AIM: Restate the listing below word for word, omitting any images.

AVAILABLE DATA:
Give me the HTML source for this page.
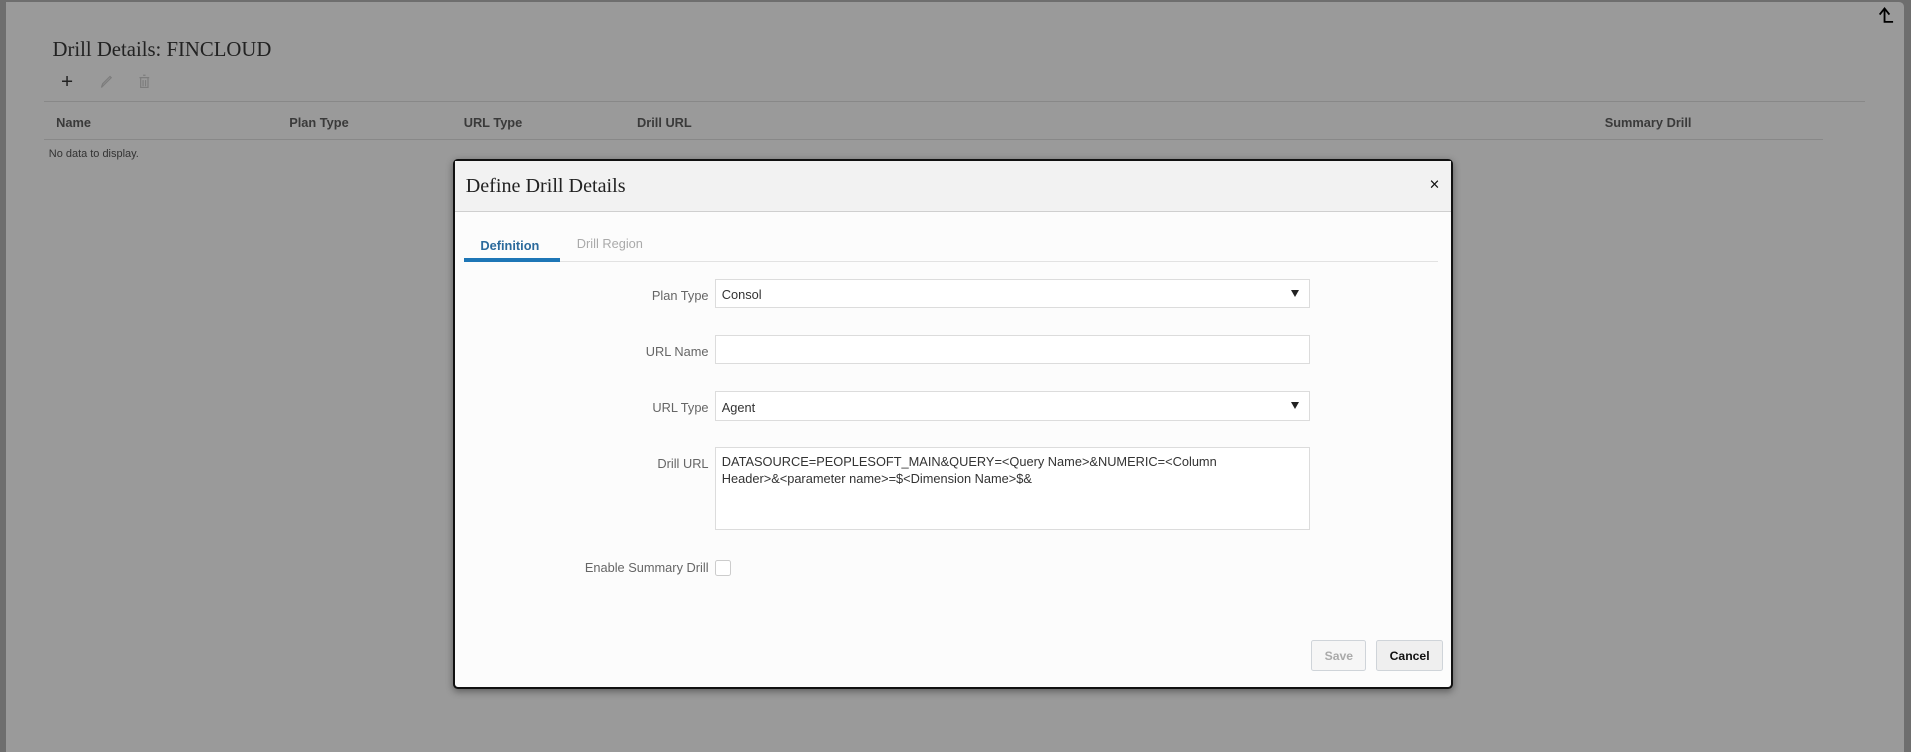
<!DOCTYPE html>
<html><head><meta charset="utf-8"><style>
html,body{margin:0;padding:0;width:1911px;height:752px;overflow:hidden;background:#6e6e6e;}
#w{zoom:1.22031;width:1566px;height:617px;position:relative;font-family:"Liberation Sans",sans-serif;}
.bg{position:absolute;left:5px;top:2px;width:1555px;height:620px;background:#9a9a9a;border-radius:0 4px 0 0;}
.a{position:absolute;white-space:nowrap;}
.hd{font-weight:bold;font-size:10.5px;color:#3a3a3a;top:94px;}
.dlg{position:absolute;left:371px;top:130px;width:816px;height:431px;background:#fcfcfc;border:2px solid #111;border-radius:4px;box-shadow:0 2px 6px rgba(0,0,0,.4);}
.dh{height:41px;background:#f2f2f2;border-bottom:1px solid #cfcfcf;position:relative;}
.lbl{position:absolute;right:608px;font-size:10.5px;color:#666;text-align:right;}
.inp{position:absolute;left:213px;width:488px;height:24px;border:1px solid #dcdcdc;background:#fff;font-size:10.5px;color:#333;box-sizing:border-box;padding:6px 5px;}
.arr{position:absolute;right:8px;top:8px;width:0;height:0;border-left:4px solid transparent;border-right:4px solid transparent;border-top:6px solid #222;}
.btn{position:absolute;top:393px;height:25px;border:1px solid #cfd4d9;border-radius:2px;font-size:10px;font-weight:bold;text-align:center;line-height:25px;box-sizing:border-box;}
</style></head><body><div id="w">
<div class="bg"></div>
<div class="a" style="left:43px;top:32px;font-family:'Liberation Serif',serif;font-size:17px;color:#222;">Drill Details: FINCLOUD</div>
<div class="a" style="left:50px;top:57px;font-size:17px;color:#222;">+</div>
<svg class="a" style="left:81px;top:61px" width="12" height="12"><path d="M2 11 L3 8 L9 2 L10 3 L4 9 Z" fill="none" stroke="#7d7d7d" stroke-width="1"/></svg>
<svg class="a" style="left:112px;top:61px" width="12" height="12"><path d="M2 3h8M5 1h2M3 3v8h6V3M5 5v5M7 5v5" fill="none" stroke="#7d7d7d" stroke-width="1"/></svg>
<div class="a" style="left:36px;top:83px;width:1492px;border-top:1px solid #888;"></div>
<div class="a hd" style="left:46px">Name</div>
<div class="a hd" style="left:237px">Plan Type</div>
<div class="a hd" style="left:380px">URL Type</div>
<div class="a hd" style="left:522px">Drill URL</div>
<div class="a hd" style="left:1315px">Summary Drill</div>
<div class="a" style="left:36px;top:114px;width:1458px;border-top:1px solid #888;"></div>
<div class="a" style="left:40px;top:121px;font-size:9px;color:#333;">No data to display.</div>
<svg class="a" style="left:1537px;top:5px" width="18" height="18"><path d="M3 7 L7 2 L11 7 M7 2 V13 H14" fill="none" stroke="#000" stroke-width="1.5"/></svg>
<div class="dlg">
 <div class="dh"><div class="a" style="left:9px;top:12px;font-family:'Liberation Serif',serif;font-size:16.5px;color:#222;">Define Drill Details</div>
 <div class="a" style="right:9px;top:12px;font-size:14px;color:#111;">×</div></div>
 <div class="a" style="left:8px;top:82px;width:798px;border-top:1px solid #e2e2e2;"></div>
 <div class="a" style="left:8px;top:80px;width:78px;height:3px;background:#1d76b6;"></div>
 <div class="a" style="left:21px;top:63px;font-size:10.5px;font-weight:bold;color:#2b6a9c;">Definition</div>
 <div class="a" style="left:100px;top:62px;font-size:10.5px;color:#aaa;">Drill Region</div>
 <div class="lbl" style="top:104px">Plan Type</div>
 <div class="inp" style="top:97px">Consol<div class="arr"></div></div>
 <div class="lbl" style="top:150px">URL Name</div>
 <div class="inp" style="top:143px"></div>
 <div class="lbl" style="top:196px">URL Type</div>
 <div class="inp" style="top:189px">Agent<div class="arr"></div></div>
 <div class="lbl" style="top:242px">Drill URL</div>
 <div class="inp" style="top:235px;height:68px;line-height:14px;white-space:nowrap;padding:4px 5px;">DATASOURCE=PEOPLESOFT_MAIN&amp;QUERY=&lt;Query Name&gt;&amp;NUMERIC=&lt;Column<br>Header&gt;&amp;&lt;parameter name&gt;=$&lt;Dimension Name&gt;$&amp;</div>
 <div class="lbl" style="top:327px">Enable Summary Drill</div>
 <div class="a" style="left:213px;top:327px;width:12px;height:12px;border:1px solid #ccc;border-radius:2px;background:#fff;"></div>
 <div class="btn" style="left:702px;width:45px;background:#f6f6f6;color:#aaa;">Save</div>
 <div class="btn" style="left:755px;width:55px;background:#efefef;color:#111;">Cancel</div>
</div>
</div></body></html>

SOLUTION TO THIS PROBLEM:
Give me the HTML source for this page.
<!DOCTYPE html>
<html><head><meta charset="utf-8"><style>
html,body{margin:0;padding:0;width:1911px;height:752px;overflow:hidden;background:#6e6e6e;}
#w{zoom:1.22031;width:1566px;height:617px;position:relative;font-family:"Liberation Sans",sans-serif;}
.bg{position:absolute;left:5px;top:2px;width:1555px;height:620px;background:#9a9a9a;border-radius:0 4px 0 0;}
.a{position:absolute;white-space:nowrap;}
.hd{font-weight:bold;font-size:10.5px;color:#3a3a3a;top:94px;}
.dlg{position:absolute;left:371px;top:130px;width:816px;height:431px;background:#fcfcfc;border:2px solid #111;border-radius:4px;box-shadow:0 2px 6px rgba(0,0,0,.4);}
.dh{height:41px;background:#f2f2f2;border-bottom:1px solid #cfcfcf;position:relative;}
.lbl{position:absolute;right:608px;font-size:10.5px;color:#666;text-align:right;}
.inp{position:absolute;left:213px;width:488px;height:24px;border:1px solid #dcdcdc;background:#fff;font-size:10.5px;color:#333;box-sizing:border-box;padding:6px 5px;}
.arr{position:absolute;right:8px;top:8px;width:0;height:0;border-left:4px solid transparent;border-right:4px solid transparent;border-top:6px solid #222;}
.btn{position:absolute;top:393px;height:25px;border:1px solid #cfd4d9;border-radius:2px;font-size:10px;font-weight:bold;text-align:center;line-height:25px;box-sizing:border-box;}
</style></head><body><div id="w">
<div class="bg"></div>
<div class="a" style="left:43px;top:32px;font-family:'Liberation Serif',serif;font-size:17px;color:#222;">Drill Details: FINCLOUD</div>
<div class="a" style="left:50px;top:57px;font-size:17px;color:#222;">+</div>
<svg class="a" style="left:81px;top:61px" width="12" height="12"><path d="M2 11 L3 8 L9 2 L10 3 L4 9 Z" fill="none" stroke="#7d7d7d" stroke-width="1"/></svg>
<svg class="a" style="left:112px;top:61px" width="12" height="12"><path d="M2 3h8M5 1h2M3 3v8h6V3M5 5v5M7 5v5" fill="none" stroke="#7d7d7d" stroke-width="1"/></svg>
<div class="a" style="left:36px;top:83px;width:1492px;border-top:1px solid #888;"></div>
<div class="a hd" style="left:46px">Name</div>
<div class="a hd" style="left:237px">Plan Type</div>
<div class="a hd" style="left:380px">URL Type</div>
<div class="a hd" style="left:522px">Drill URL</div>
<div class="a hd" style="left:1315px">Summary Drill</div>
<div class="a" style="left:36px;top:114px;width:1458px;border-top:1px solid #888;"></div>
<div class="a" style="left:40px;top:121px;font-size:9px;color:#333;">No data to display.</div>
<svg class="a" style="left:1537px;top:5px" width="18" height="18"><path d="M3 7 L7 2 L11 7 M7 2 V13 H14" fill="none" stroke="#000" stroke-width="1.5"/></svg>
<div class="dlg">
 <div class="dh"><div class="a" style="left:9px;top:12px;font-family:'Liberation Serif',serif;font-size:16.5px;color:#222;">Define Drill Details</div>
 <div class="a" style="right:9px;top:12px;font-size:14px;color:#111;">×</div></div>
 <div class="a" style="left:8px;top:82px;width:798px;border-top:1px solid #e2e2e2;"></div>
 <div class="a" style="left:8px;top:80px;width:78px;height:3px;background:#1d76b6;"></div>
 <div class="a" style="left:21px;top:63px;font-size:10.5px;font-weight:bold;color:#2b6a9c;">Definition</div>
 <div class="a" style="left:100px;top:62px;font-size:10.5px;color:#aaa;">Drill Region</div>
 <div class="lbl" style="top:104px">Plan Type</div>
 <div class="inp" style="top:97px">Consol<div class="arr"></div></div>
 <div class="lbl" style="top:150px">URL Name</div>
 <div class="inp" style="top:143px"></div>
 <div class="lbl" style="top:196px">URL Type</div>
 <div class="inp" style="top:189px">Agent<div class="arr"></div></div>
 <div class="lbl" style="top:242px">Drill URL</div>
 <div class="inp" style="top:235px;height:68px;line-height:14px;white-space:nowrap;padding:4px 5px;">DATASOURCE=PEOPLESOFT_MAIN&amp;QUERY=&lt;Query Name&gt;&amp;NUMERIC=&lt;Column<br>Header&gt;&amp;&lt;parameter name&gt;=$&lt;Dimension Name&gt;$&amp;</div>
 <div class="lbl" style="top:327px">Enable Summary Drill</div>
 <div class="a" style="left:213px;top:327px;width:12px;height:12px;border:1px solid #ccc;border-radius:2px;background:#fff;"></div>
 <div class="btn" style="left:702px;width:45px;background:#f6f6f6;color:#aaa;">Save</div>
 <div class="btn" style="left:755px;width:55px;background:#efefef;color:#111;">Cancel</div>
</div>
</div></body></html>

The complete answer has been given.